Testing started at 17:00 ...
Launching pytest with arguments test_chroma_manager.py::TestChromaManager::test_local_init --no-header --no-summary -q in D:\construction_QA_system\tests\unit

============================= test session starts =============================
collecting ... collected 1 item

test_chroma_manager.py::TestChromaManager::test_local_init 

============================== 1 passed in 1.79s ==============================
PASSED        [100%]
进程已结束,退出代码为 0

五、实现入库功能

在knowledge_base文件夹下新建builders/pdf_processor,其中实现类PDFProcessor,主要功能:

- 从指定目录加载PDF文件
- 提取文本内容
- 分块处理文本
- 将文本块存入向量数据库

 

import os
import logging
import time
from tqdm import tqdm
from typing import List, Optional
from langchain_community.document_loaders import PyMuPDFLoader
from langchain_text_splitters import RecursiveCharacterTextSplitter
from langchain_core.documents import Document
# 修改导入路径为新的项目结构
from knowledge_base.storage.chroma_manager import ChromaManager

class PDFProcessor:
    """
    PDF文档处理管道,负责:
    - 从指定目录加载PDF文件
    - 提取文本内容
    - 分块处理文本
    - 将文本块存入向量数据库

    参数说明:
        directory: PDF文件所在目录路径
        chroma_server_type: ChromaDB服务器类型("local"或"http")
        persist_path: ChromaDB持久化存储路径(本地模式使用)
        embed: 文本嵌入模型实例
        file_group_num: 每组处理的文件数(默认80)
        batch_num: 每次插入的批次数量(默认6)
        chunksize: 文本分块大小(默认500字符)
        overlap: 分块重叠大小(默认100字符)
    """

    def __init__(self,
                 directory: str,
                 chroma_server_type: str = "local",
                 persist_path: str = "chroma_db",
                 embedding_function: Optional[object] = None,
                 file_group_num: int = 80,
                 batch_num: int = 6,
                 chunksize: int = 500,
                 overlap: int = 100):

        # 参数初始化
        self.directory = directory
        self.file_group_num = file_group_num
        self.batch_num = batch_num
        self.chunksize = chunksize
        self.overlap = overlap

        # 初始化ChromaDB连接(更新类名)
        self.chroma_db = ChromaManager(
            chroma_server_type=chroma_server_type,
            persist_path=persist_path,
            embedding_function=embedding_function
        )

        # 配置日志系统(日志文件路径调整为相对路径)
        self._setup_logging()

        # 验证目录存在
        if not os.path.isdir(self.directory):
            raise ValueError(f"指定目录不存在: {self.directory}")

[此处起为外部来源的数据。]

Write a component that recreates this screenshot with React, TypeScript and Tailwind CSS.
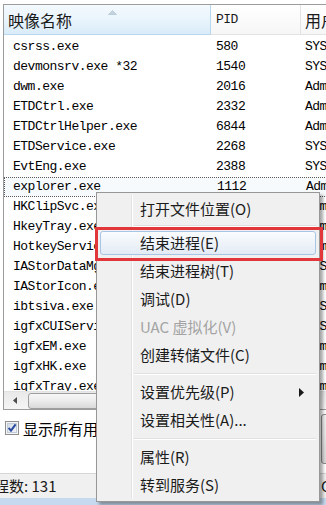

    def _setup_logging(self):
        """配置日志系统"""
        log_dir = "logs"
        os.makedirs(log_dir, exist_ok=True)
        logging.basicConfig(
            level=logging.INFO,
            format='%(asctime)s - %(levelname)s - %(message)s',
            datefmt='%Y-%m-%d %H:%M:%S',
            handlers=[
                logging.FileHandler(os.path.join(log_dir, "pdf_processor.log")),
                logging.StreamHandler()
            ]
        )
        self.logger = logging.getLogger(__name__)
    def load_pdf_files(self) -> List[str]:
        """
        扫描目录并返回所有PDF文件路径

        返回:
            包含完整PDF文件路径的列表

        异常:
            ValueError: 如果目录中没有PDF文件
        """
        pdf_files = []
        for file in os.listdir(self.directory):
            if file.lower().endswith('.pdf'):
                pdf_files.append(os.path.join(self.directory, file))

        if not pdf_files:
            raise ValueError(f"目录中没有找到PDF文件: {self.directory}")

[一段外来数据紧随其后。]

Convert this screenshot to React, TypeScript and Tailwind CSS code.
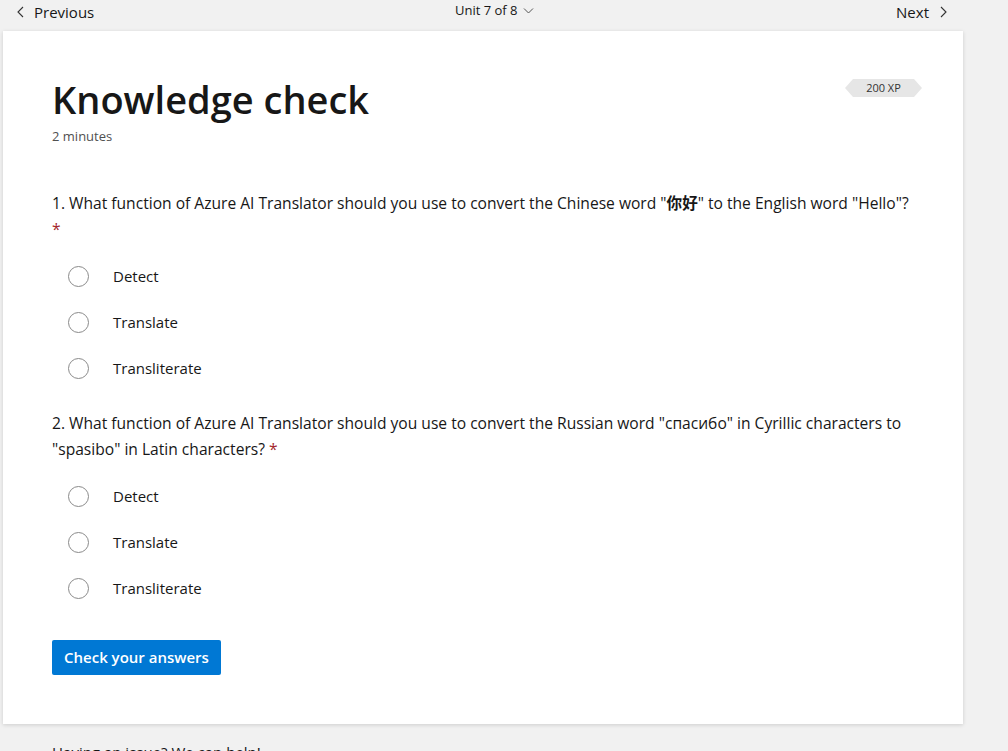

        self.logger.info(f"发现 {len(pdf_files)} 个PDF文件")
        return pdf_files

    def load_pdf_content(self, pdf_path: str) -> List[Document]:
        """
        使用PyMuPDF加载单个PDF文件内容

        参数:
            pdf_path: PDF文件路径

        返回:
            LangChain Document对象列表

        异常:
            RuntimeError: 如果文件加载失败
        """
        try:
            loader = PyMuPDFLoader(file_path=pdf_path)
            docs = loader.load()
            self.logger.debug(f"成功加载: {pdf_path} (共 {len(docs)} 页)")
            return docs
        except Exception as e:
            self.logger.error(f"加载PDF失败 {pdf_path}: {str(e)}")
            raise RuntimeError(f"无法加载PDF文件: {pdf_path}")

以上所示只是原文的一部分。